Walton High School, 2790 Reservoir Avenue, was founded as an all-girls high school in 1923, became “co-ed” in 1977 and closed in June 2008. Today the building that housed Walton is home to several schools, including Discovery High School and PS 86. The design is nearly identical to that of Abraham Lincoln High School and Samuel J. Tilden High schools in Brooklyn. Throughout much of its history Walton High carried a good amount of prestige, with many graduates going on to Ivy League schools and prominent professions. Among its graduates are Congresswoman Bella (Savitsky) Abzug (1938), and comedienne/film director (Carole Marsciarelli) Penny Marshall (1960). Comedienne/ventriloquist Shari (Hurwitz) Lewis (left) also attended classes at Walton.

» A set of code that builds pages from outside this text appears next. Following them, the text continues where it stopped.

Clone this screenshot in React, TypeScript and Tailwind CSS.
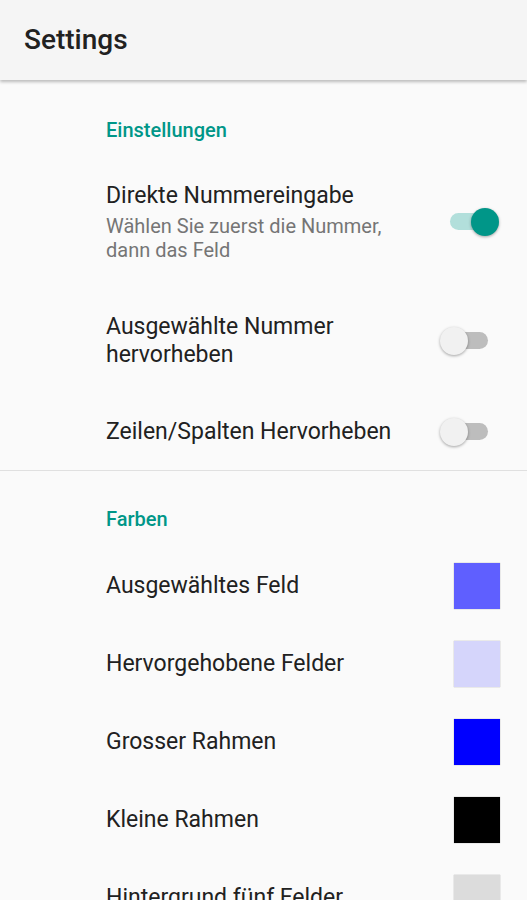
function Switch({ on }: { on: boolean }) {
  return (
    <div className="relative w-[60px] h-[30px] shrink-0">
      <div
        className={
          "absolute left-[10px] top-[6px] w-[38px] h-[17px] rounded-full " +
          (on ? "bg-[#b2dfdb]" : "bg-[#bdbdbd]")
        }
      />
      <div
        className={
          "absolute top-[1px] w-[28px] h-[28px] rounded-full shadow-[0_1px_3px_rgba(0,0,0,0.35)] " +
          (on ? "left-[31px] bg-[#009688]" : "left-0 bg-[#f1f1f1]")
        }
      />
    </div>
  );
}

function Swatch({ color }: { color: string }) {
  return (
    <div
      className="w-[46px] h-[46px] shrink-0 shadow-[0_0_1px_rgba(0,0,0,0.4)]"
      style={{ backgroundColor: color }}
    />
  );
}

const colors = [
  { label: "Ausgewähltes Feld", color: "#5f5fff" },
  { label: "Hervorgehobene Felder", color: "#d5d5fb" },
  { label: "Grosser Rahmen", color: "#0000ff" },
  { label: "Kleine Rahmen", color: "#000000" },
  { label: "Hintergrund fünf Felder", color: "#dcdcdc" },
];

export default function App() {
  return (
    <div className="w-[527px] h-[900px] overflow-hidden bg-[#fafafa] font-['Roboto',sans-serif]">
      <header className="relative z-10 h-[80px] bg-[#f5f5f5] flex items-center pl-[24px] shadow-[0_2px_3px_rgba(0,0,0,0.25)]">
        <h1 className="text-[28px] font-medium text-[#212121]">Settings</h1>
      </header>

      <section>
        <div className="pl-[106px] pt-[38px] pb-[18px] text-[20px] leading-[24px] font-medium text-[#009688]">
          Einstellungen
        </div>

        <div className="flex items-center pl-[106px] pr-[27px] pt-[22px] pb-[24px]">
          <div className="flex-1">
            <div className="text-[23px] leading-[28px] text-[#212121]">Direkte Nummereingabe</div>
            <div className="mt-[4px] text-[20px] leading-[24px] text-[#757575]">
              Wählen Sie zuerst die Nummer,
              <br />
              dann das Feld
            </div>
          </div>
          <Switch on />
        </div>

        <div className="flex items-center pl-[106px] pr-[27px] pt-[27px] pb-[23px]">
          <div className="flex-1 text-[23px] leading-[28px] text-[#212121]">
            Ausgewählte Nummer
            <br />
            hervorheben
          </div>
          <Switch on={false} />
        </div>

        <div className="flex items-center pl-[106px] pr-[27px] pt-[25px] pb-[23px]">
          <div className="flex-1 text-[23px] leading-[28px] text-[#212121]">
            Zeilen/Spalten Hervorheben
          </div>
          <Switch on={false} />
        </div>
      </section>

      <div className="h-px bg-[#e0e0e0]" />

      <section>
        <div className="pl-[106px] pt-[36px] pb-[16px] text-[20px] leading-[24px] font-medium text-[#009688]">
          Farben
        </div>
        {colors.map((c) => (
          <div key={c.label} className="flex items-center h-[78px] pl-[106px] pr-[27px]">
            <div className="flex-1 text-[23px] leading-[28px] text-[#212121]">{c.label}</div>
            <Swatch color={c.color} />
          </div>
        ))}
      </section>
    </div>
  );
}
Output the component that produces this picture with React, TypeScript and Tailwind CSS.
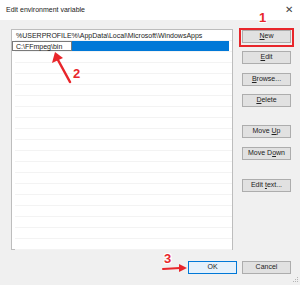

I’ve shown the twin-towered front end of the Kingsbridge Armory, along West Kingsbridge Road west of Jerome, often in FNY, so today I thought I would show the back end, as well as the view from the el platform. The Armory was at one time considered a prime NYC tourist attraction and was advertised in subway posters by the redoubtable Amelia Opdyke “Oppy” Jones, a 1940s-era cartoonist who drew a slew of subway posters that gently and humorously called attention to the shortcomings of subway riders in the manners department as well as gave helpful travel suggestions. In its tourist heyday in the 40s and 50s it was home to bicycle races and boat shows. The Armory was built from 1912-1917 by architectural firm Pilcher and Tachau as a munitions storage area; when built it supposedly was the largest armory in the world. The interior dirt drill deck measured 300×600 feet. The Armory housed the 258th Field Artillery; the unit has its roots as a military escort for George Washington at his first inauguration. It is the largest of New York City’s remaining armories, and at one time was the largest in the world.